Add support for Persona on KDE sites?

Nicolás Alvarez nicolas.alvarez at gmail.com
Fri Sep 28 04:46:42 BST 2012


El 27/09/2012, a las 22:44, Mark <markg85 at gmail.com> escribió:
> Hi,
>
> -- i'm not sure where to send this mail to.. code-devel seems out of
> place but i can't find anything more fitting for this question.. there
> is no "websites" list --
>
> Yesterday mozilla introduced Persona (used to be BrowserID). More
> information about that can be found here https://www.persona.org/. At
> first i was - like probably quite a few others - sceptical about
> another single sign-on system. I mean, we have openid already and it
> does seem to work fine now that it's finally populair. However, i
> personally now see persona as it's successor. It's so extremely easy
> to use it.
>
> Assumption: you are logged in with persona
> Logging in on a persona enabled site is very very easy and extremely
> user friendly. You get a popup which asks if you want to login or not.
> If you want you simply push the sign in button and you're in! You
> don't need to type in anything just to login.
>
> Needless to say, i'm very positive about this :)
>
> Why don't we add persona support on the KDE sites?
> What would be needed for that to happen? Considering that OpenID is
> already in place, adding persona must be very easy to add.

OpenID is 'already in place' for only a few sites, such as the wikis.  
Taking the wikis as an example, we support OpenID only because  
MediaWiki already had the code for it. KDE people didn't do any work  
to add OpenID support. So if you want Persona support on the wikis, I  
guess you should ask the Mediawiki developers first.

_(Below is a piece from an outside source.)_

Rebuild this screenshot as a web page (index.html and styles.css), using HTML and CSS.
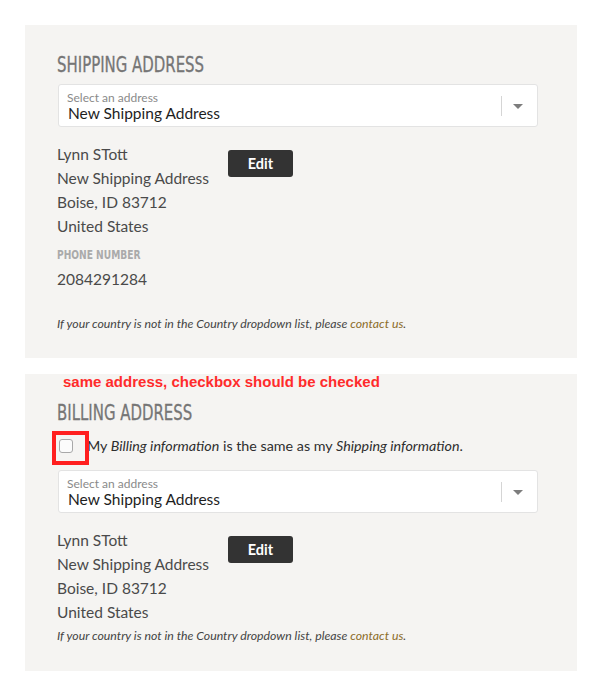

But wikis are just one example. Most of the KDE sites already support  
unified login with KDE Identity. With my KDE sysadmin hat on, I'll say  
we might implement Persona only if someone comes up with a concrete  
proposal of how it would integrate with Identity. Supporting KDE  
Identity *and* OpenID *and* Persona as totally independent login  
options is absolutely a no-go.

As a second objection, it was announced *yesterday*, and I bet few  
people in this list even know anything about it at this early point.  
We won't be early adopters, at least not at such an extreme (I'm  
relatively new to KDE compared to its 10+ year history, but I'll take  
the guess that KDE has never integrated with new technology within a  
*day* of its announcement of existence).